Reducing costs, while increasing operational efficiencies and insights are key operational goals for not-for-profits today. Improving the not-for-profit’s accounting software is one way to achieve this.
Until recently, the conventional wisdom was that only software packages designed specifically for the not-for-profit market could adequately meet the specialized needs of tax-exempt organizations. Today’s advances in technology provide multiple choices.
Certainly, compliance is a key area of concern, but other criteria such as financial statement reporting, budgeting, purchasing controls, and the capital expenditure vs. operating expenditure of the purchase all need to be considered.
Net Asset Processing
Tax-exempt organizations must report activity by category of net assets, causing a need to produce both profit/loss statements and balance sheets by net asset category. This inter-fund capability is often the cornerstone of systems specific to not-for-profits. Some of the general-purpose accounting systems can handle this as inter-company transactions, and others have add-on products for this purpose. Most of the industry-specific products have this capability in optional “public sector” modules. Therefore, if this capability is important to your organization, look very carefully at the software packages you are evaluating.

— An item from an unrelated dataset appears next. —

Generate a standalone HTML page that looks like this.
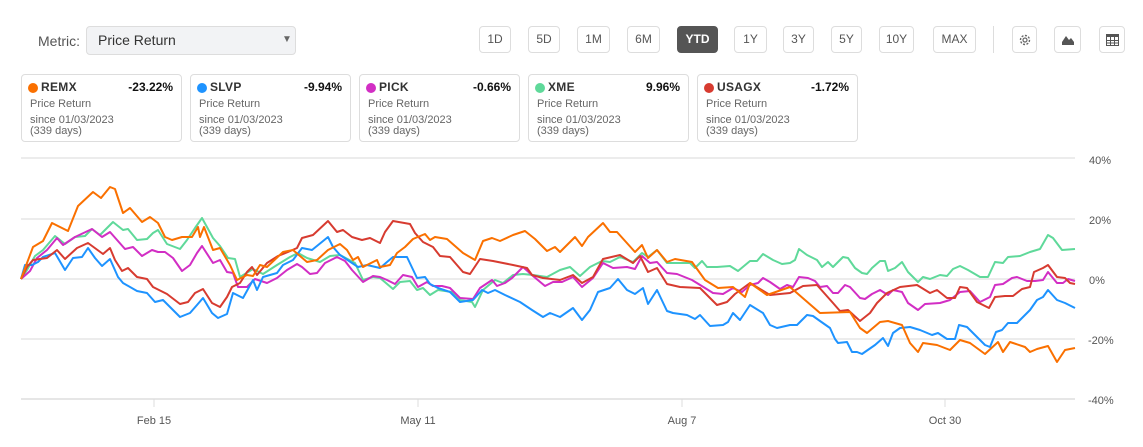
<!DOCTYPE html>
<html><head><meta charset="utf-8"><style>
body{margin:0;width:1143px;height:447px;background:#fff;font-family:"Liberation Sans",Arial,sans-serif;position:relative;overflow:hidden}
.a{position:absolute}
.btn{position:absolute;top:26px;height:25px;border:1px solid #ddd;border-radius:4px;font-size:12px;color:#555;text-align:center;line-height:25px;box-sizing:content-box;background:#fff}
.card{position:absolute;top:74px;width:159px;height:66px;border:1px solid #ddd;border-radius:4px}
.card .dot{position:absolute;left:6px;top:8px;width:10px;height:10px;border-radius:50%}
.card .n{position:absolute;left:19px;top:5px;font-size:12px;font-weight:bold;color:#333;letter-spacing:.3px}
.card .v{position:absolute;right:8px;top:5px;font-size:12px;font-weight:bold;color:#111}
.card .s{position:absolute;left:8px;font-size:11px;color:#666;line-height:12px}
</style></head><body>
<div class="a" style="left:38px;top:33px;font-size:14px;color:#555">Metric:</div>
<div class="a" style="left:86px;top:26px;width:208px;height:27px;background:#f2f3f5;border:1px solid #ddd;border-radius:4px"></div>
<div class="a" style="left:98px;top:32px;font-size:14px;color:#333">Price Return</div>
<div class="a" style="left:282px;top:34px;font-size:10px;color:#666">▼</div>

<div class="btn" style="left:479px;width:30px">1D</div>
<div class="btn" style="left:528px;width:30px">5D</div>
<div class="btn" style="left:577px;width:31px">1M</div>
<div class="btn" style="left:627px;width:31px">6M</div>
<div class="btn" style="left:677px;width:39px;background:#555;border-color:#555;color:#fff;font-weight:bold">YTD</div>
<div class="btn" style="left:734px;width:31px">1Y</div>
<div class="btn" style="left:783px;width:29px">3Y</div>
<div class="btn" style="left:831px;width:29px">5Y</div>
<div class="btn" style="left:879px;width:33px">10Y</div>
<div class="btn" style="left:933px;width:41px">MAX</div>
<div class="a" style="left:993px;top:26px;width:1px;height:27px;background:#ddd"></div>
<div class="btn" style="left:1012px;width:23px"><svg width="14" height="14" viewBox="0 0 14 14" style="margin-top:6px"><circle cx="7" cy="7" r="4.5" fill="none" stroke="#666" stroke-width="1.4" stroke-dasharray="2 1.5"/><circle cx="7" cy="7" r="2" fill="none" stroke="#666" stroke-width="1.2"/></svg></div>
<div class="btn" style="left:1054px;width:25px"><svg width="14" height="12" viewBox="0 0 14 12" style="margin-top:7px"><path d="M1 11 L1 8 L5 2 L8 6 L10 4 L13 8 L13 11Z" fill="#555"/></svg></div>
<div class="btn" style="left:1099px;width:24px"><svg width="13" height="12" viewBox="0 0 13 12" style="margin-top:7px"><rect x="0.5" y="0.5" width="12" height="11" fill="none" stroke="#555"/><rect x="0" y="0" width="13" height="3" fill="#555"/><path d="M4.5 3V12M8.5 3V12M0 6.5H13M0 9H13" stroke="#555" stroke-width="1"/></svg></div>

<div class="card" style="left:21px"><div class="dot" style="background:#fa7000"></div><div class="n">REMX</div><div class="v">-23.22%</div><div class="s" style="top:23px">Price Return</div><div class="s" style="top:39px">since 01/03/2023</div><div class="s" style="top:50px">(339 days)</div></div>
<div class="card" style="left:190px"><div class="dot" style="background:#1e93ff"></div><div class="n">SLVP</div><div class="v">-9.94%</div><div class="s" style="top:23px">Price Return</div><div class="s" style="top:39px">since 01/03/2023</div><div class="s" style="top:50px">(339 days)</div></div>
<div class="card" style="left:359px"><div class="dot" style="background:#d22ec4"></div><div class="n">PICK</div><div class="v">-0.66%</div><div class="s" style="top:23px">Price Return</div><div class="s" style="top:39px">since 01/03/2023</div><div class="s" style="top:50px">(339 days)</div></div>
<div class="card" style="left:528px"><div class="dot" style="background:#5fd99a"></div><div class="n">XME</div><div class="v">9.96%</div><div class="s" style="top:23px">Price Return</div><div class="s" style="top:39px">since 01/03/2023</div><div class="s" style="top:50px">(339 days)</div></div>
<div class="card" style="left:697px"><div class="dot" style="background:#d73b30"></div><div class="n">USAGX</div><div class="v">-1.72%</div><div class="s" style="top:23px">Price Return</div><div class="s" style="top:39px">since 01/03/2023</div><div class="s" style="top:50px">(339 days)</div></div>

<svg class="a" style="left:0;top:0" width="1143" height="447">
<g stroke="#e6e6e6" stroke-width="1.5"><line x1="21" x2="1075" y1="158" y2="158"/><line x1="21" x2="1075" y1="219" y2="219"/><line x1="21" x2="1075" y1="279" y2="279"/><line x1="21" x2="1075" y1="339" y2="339"/></g>
<line x1="21" x2="1075" y1="399" y2="399" stroke="#ddd" stroke-width="1.5"/>
<g stroke="#ddd"><line x1="154" x2="154" y1="399" y2="407"/><line x1="418" x2="418" y1="399" y2="407"/><line x1="682" x2="682" y1="399" y2="407"/><line x1="945" x2="945" y1="399" y2="407"/></g>
<g font-size="11" fill="#555" font-family="Liberation Sans,Arial,sans-serif"><text x="1089" y="164">40%</text><text x="1089" y="224">20%</text><text x="1089" y="284">0%</text><text x="1088" y="344">-20%</text><text x="1088" y="404">-40%</text>
<text x="154" y="424" text-anchor="middle">Feb 15</text><text x="418" y="424" text-anchor="middle">May 11</text><text x="682" y="424" text-anchor="middle">Aug 7</text><text x="945" y="424" text-anchor="middle">Oct 30</text></g>
<g fill="none" stroke-width="2" stroke-linejoin="round">
<polyline stroke="#5fd99a" points="21,279 27,270 35,256 43,250 55,236 65,244 75,237 85,236 92,229 100,235 113,222 123,230 128,229 137,240 147,239 153,233 158,230 167,244 180,249 187,240 195,228 202,218 213,238 220,246 228,258 235,259 240,277 253,269 263,274 277,265 290,257 298,253 307,258 320,262 330,256 340,255 355,263 363,280 373,277 380,278 393,289 400,282 410,281 417,290 423,288 430,295 438,290 452,292 460,300 472,302 475,307 483,290 495,280 503,283 513,275 523,274 533,275 547,277 560,270 570,267 580,276 590,267 602,261 610,262 620,257 633,262 642,253 648,257 657,250 667,263 690,263 695,268 702,261 707,267 717,267 730,266 738,271 750,261 757,261 763,254 773,260 782,264 790,263 795,260 799,249 807,255 817,260 822,267 828,262 833,267 843,257 848,258 855,268 862,273 867,274 872,268 880,261 885,261 888,271 895,268 902,262 908,272 918,282 923,277 930,279 940,275 947,276 953,269 960,266 968,270 980,277 988,277 995,262 1003,263 1008,257 1020,256 1030,252 1040,249 1048,235 1053,238 1062,250 1075,249"/>
<polyline stroke="#d22ec4" points="21,279 30,271 37,258 47,250 57,238 63,245 75,237 92,229 102,237 110,232 125,249 133,247 142,256 152,250 158,252 165,252 173,258 182,271 190,265 197,253 202,246 213,263 220,260 227,272 233,273 238,287 247,287 255,279 267,283 277,278 287,270 297,264 302,267 310,274 317,273 325,263 337,257 345,261 352,270 363,282 373,276 380,277 387,280 395,284 403,275 412,277 418,287 427,282 433,286 442,286 450,288 460,298 473,299 480,288 492,280 497,286 505,283 512,278 523,267 533,276 545,286 553,282 562,282 573,277 582,287 593,278 603,263 613,268 627,267 635,269 642,256 650,263 657,262 667,273 677,274 692,280 705,288 713,293 723,294 733,288 742,292 750,285 758,283 763,278 770,282 780,289 787,285 793,287 799,277 808,278 815,281 820,287 827,286 833,293 838,293 845,285 850,287 860,298 865,299 872,294 880,290 888,295 893,290 902,292 908,303 918,310 925,304 940,303 950,300 960,292 970,291 980,302 990,297 995,285 1003,284 1012,278 1017,277 1027,281 1035,281 1043,280 1048,272 1057,283 1063,283 1068,279 1075,281"/>
<polyline stroke="#1e93ff" points="21,279 25,265 32,265 38,262 43,257 55,253 65,270 73,258 82,257 88,248 95,258 102,266 110,259 118,277 123,283 137,291 147,293 155,302 163,300 180,317 190,313 197,305 203,298 212,313 218,318 227,314 233,293 243,298 253,280 257,290 263,277 277,273 283,265 293,260 302,248 312,250 328,237 333,247 340,255 358,267 367,265 380,268 387,262 393,257 407,257 417,278 425,277 430,284 438,288 450,292 460,302 473,300 482,290 488,293 495,290 505,295 520,302 532,310 543,317 550,313 560,317 573,308 582,320 590,310 598,292 610,288 618,279 627,290 635,294 643,288 648,304 657,290 667,311 673,313 687,315 695,319 700,315 710,326 723,325 728,322 733,313 740,320 750,305 763,313 770,325 777,328 790,325 797,325 807,315 813,316 820,321 830,328 835,339 838,343 847,342 852,352 857,352 862,354 875,345 883,338 888,346 893,333 900,328 910,327 920,330 932,335 938,333 947,339 955,339 959,325 967,327 980,340 985,345 990,347 996,332 1002,330 1008,323 1017,323 1022,318 1030,310 1037,300 1043,297 1048,290 1057,300 1065,303 1075,308"/>
<polyline stroke="#d73b30" points="21,279 27,267 33,260 47,258 57,250 65,259 77,248 88,243 103,254 110,248 115,260 122,271 128,268 137,277 147,279 153,287 167,294 180,304 188,302 195,293 203,289 212,303 220,307 227,297 232,287 240,283 247,272 252,267 257,275 267,263 278,256 288,252 297,248 302,238 313,235 328,221 337,232 343,230 352,237 362,240 370,238 380,243 385,232 393,221 410,224 415,233 423,242 433,247 440,256 450,257 463,272 470,274 480,259 493,261 513,265 527,268 532,275 543,278 560,280 573,275 582,283 593,277 603,259 620,255 633,263 640,256 648,272 657,268 667,284 680,287 700,288 717,305 727,302 735,294 750,283 770,295 790,293 803,286 817,285 833,303 840,311 848,310 860,321 870,313 877,303 887,293 900,287 917,285 930,293 937,290 947,298 955,298 960,287 967,288 977,302 989,308 995,297 1005,296 1013,296 1022,289 1030,287 1034,272 1043,268 1048,265 1057,277 1065,278 1070,283 1075,284"/>
<polyline stroke="#fa7000" points="21,279 33,247 43,241 52,223 68,231 78,206 93,192 101,198 110,187 115,189 123,213 130,208 142,222 150,217 158,223 165,237 172,240 182,237 192,237 198,227 200,237 204,227 213,250 220,248 230,265 237,280 247,275 253,276 260,265 267,267 283,252 293,250 307,262 317,260 328,250 340,244 347,250 353,260 358,257 363,267 377,260 380,267 390,265 397,253 405,247 413,239 425,234 430,240 435,237 447,239 463,253 475,260 483,241 492,238 500,241 513,235 525,231 535,239 547,251 555,247 560,252 575,237 582,246 588,237 603,223 610,232 617,232 635,252 642,245 648,258 657,250 667,262 675,259 692,262 705,280 718,288 733,287 745,297 750,283 767,295 790,287 820,313 850,312 860,328 867,333 880,322 888,321 902,325 910,343 918,352 923,343 937,345 950,350 960,340 970,343 985,354 998,342 1003,352 1010,342 1025,347 1030,352 1037,349 1048,346 1057,362 1065,350 1075,348"/>
</g>
</svg>
</body></html>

Grant Management & Project Accounting
Many not-for-profits receive grants or manage projects. In fact, some of our clients have grants that fund multiple projects, as well as projects that are funded by multiple grants. Often, the funder requires reports at a level of detail or in a format different from internal reporting and management reporting.
One option here is using a chart of accounts with multiple segments. This method has a drawback though; if the grant/project year is different from the organization’s fiscal year, or spans multiple years, reporting becomes more difficult.
An alternate approach with most accounting software is to use project/cost accounting modules. Although most project accounting modules offer comprehensive capabilities, sometimes they have more features than are needed and users find them difficult to implement and cumbersome to use.
We have found the term “encumbrance” used in many ways. Some clients want an alert during purchasing if budgeted funds are not available. Others want a warning for requisitions but rejection or “hold” for purchase orders that exceed available funds. Others want committed funds to be posted to the general ledger or an encumbrance ledger.
Most low-end accounting solutions do not handle encumbrances “out of the box.” Some of the middle-market packages have third-party modules that provide a budget check during requisition entry, but few provide budget checking during purchase order entry and very few post commitments to a ledger. Some of the high-end products have optional modules for commitment accounting.
When you are researching encumbrance software, you must be very diligent in determining if the products under consideration provide the capabilities directly from the vendor’s offerings or if third-party modules and/or customizations are required.
Budget needs vary typically by the size of the entity. Excel seems to be the method of choice for smaller firms while larger not-for-profits require extensive entry, routing, and approval before roll-up into the budget. Most not-for-profit products do not offer these capabilities, while higher-end products do. Another issue is tracking budget modifications. In some organizations, once the “board-approved budget” is finalized, every change to it must be tracked by date, reason and approver. In this case, many products for not-for-profits possess this capability while the general purpose accounting systems do not.
Some not-for-profits have sophisticated methods for allocating revenues and/or expenses. Using today’s technologies, spreadsheet-based allocations can be directly linked with the products. Some of the higher-end accounting products for not-for-profits have allocations features weaker than that offered by the general-purpose products.
Is your organization is ready for a “Cloud” approach? This is also referred to as Software as a Service. Financial decision-makers today are choosing Cloud for a few key reasons – namely to reduce the costs of owning and maintaining software, shift IT risk, and increase the functionality of their system offering, therefore, increasing employee productivity. There are several accounting choices in the “Cloud” today.
Every organization is different. Today’s technologies offer not-for-profits a wide array of choices. Before selecting a new accounting system, each organization must carefully evaluate its short-and long-term needs as well as its budget, and then using the criteria detailed earlier, evaluate how well the software solutions in their budget range meet their needs. Seeking out assistance from trusted advisors such as your CPA firm is a good first step to success!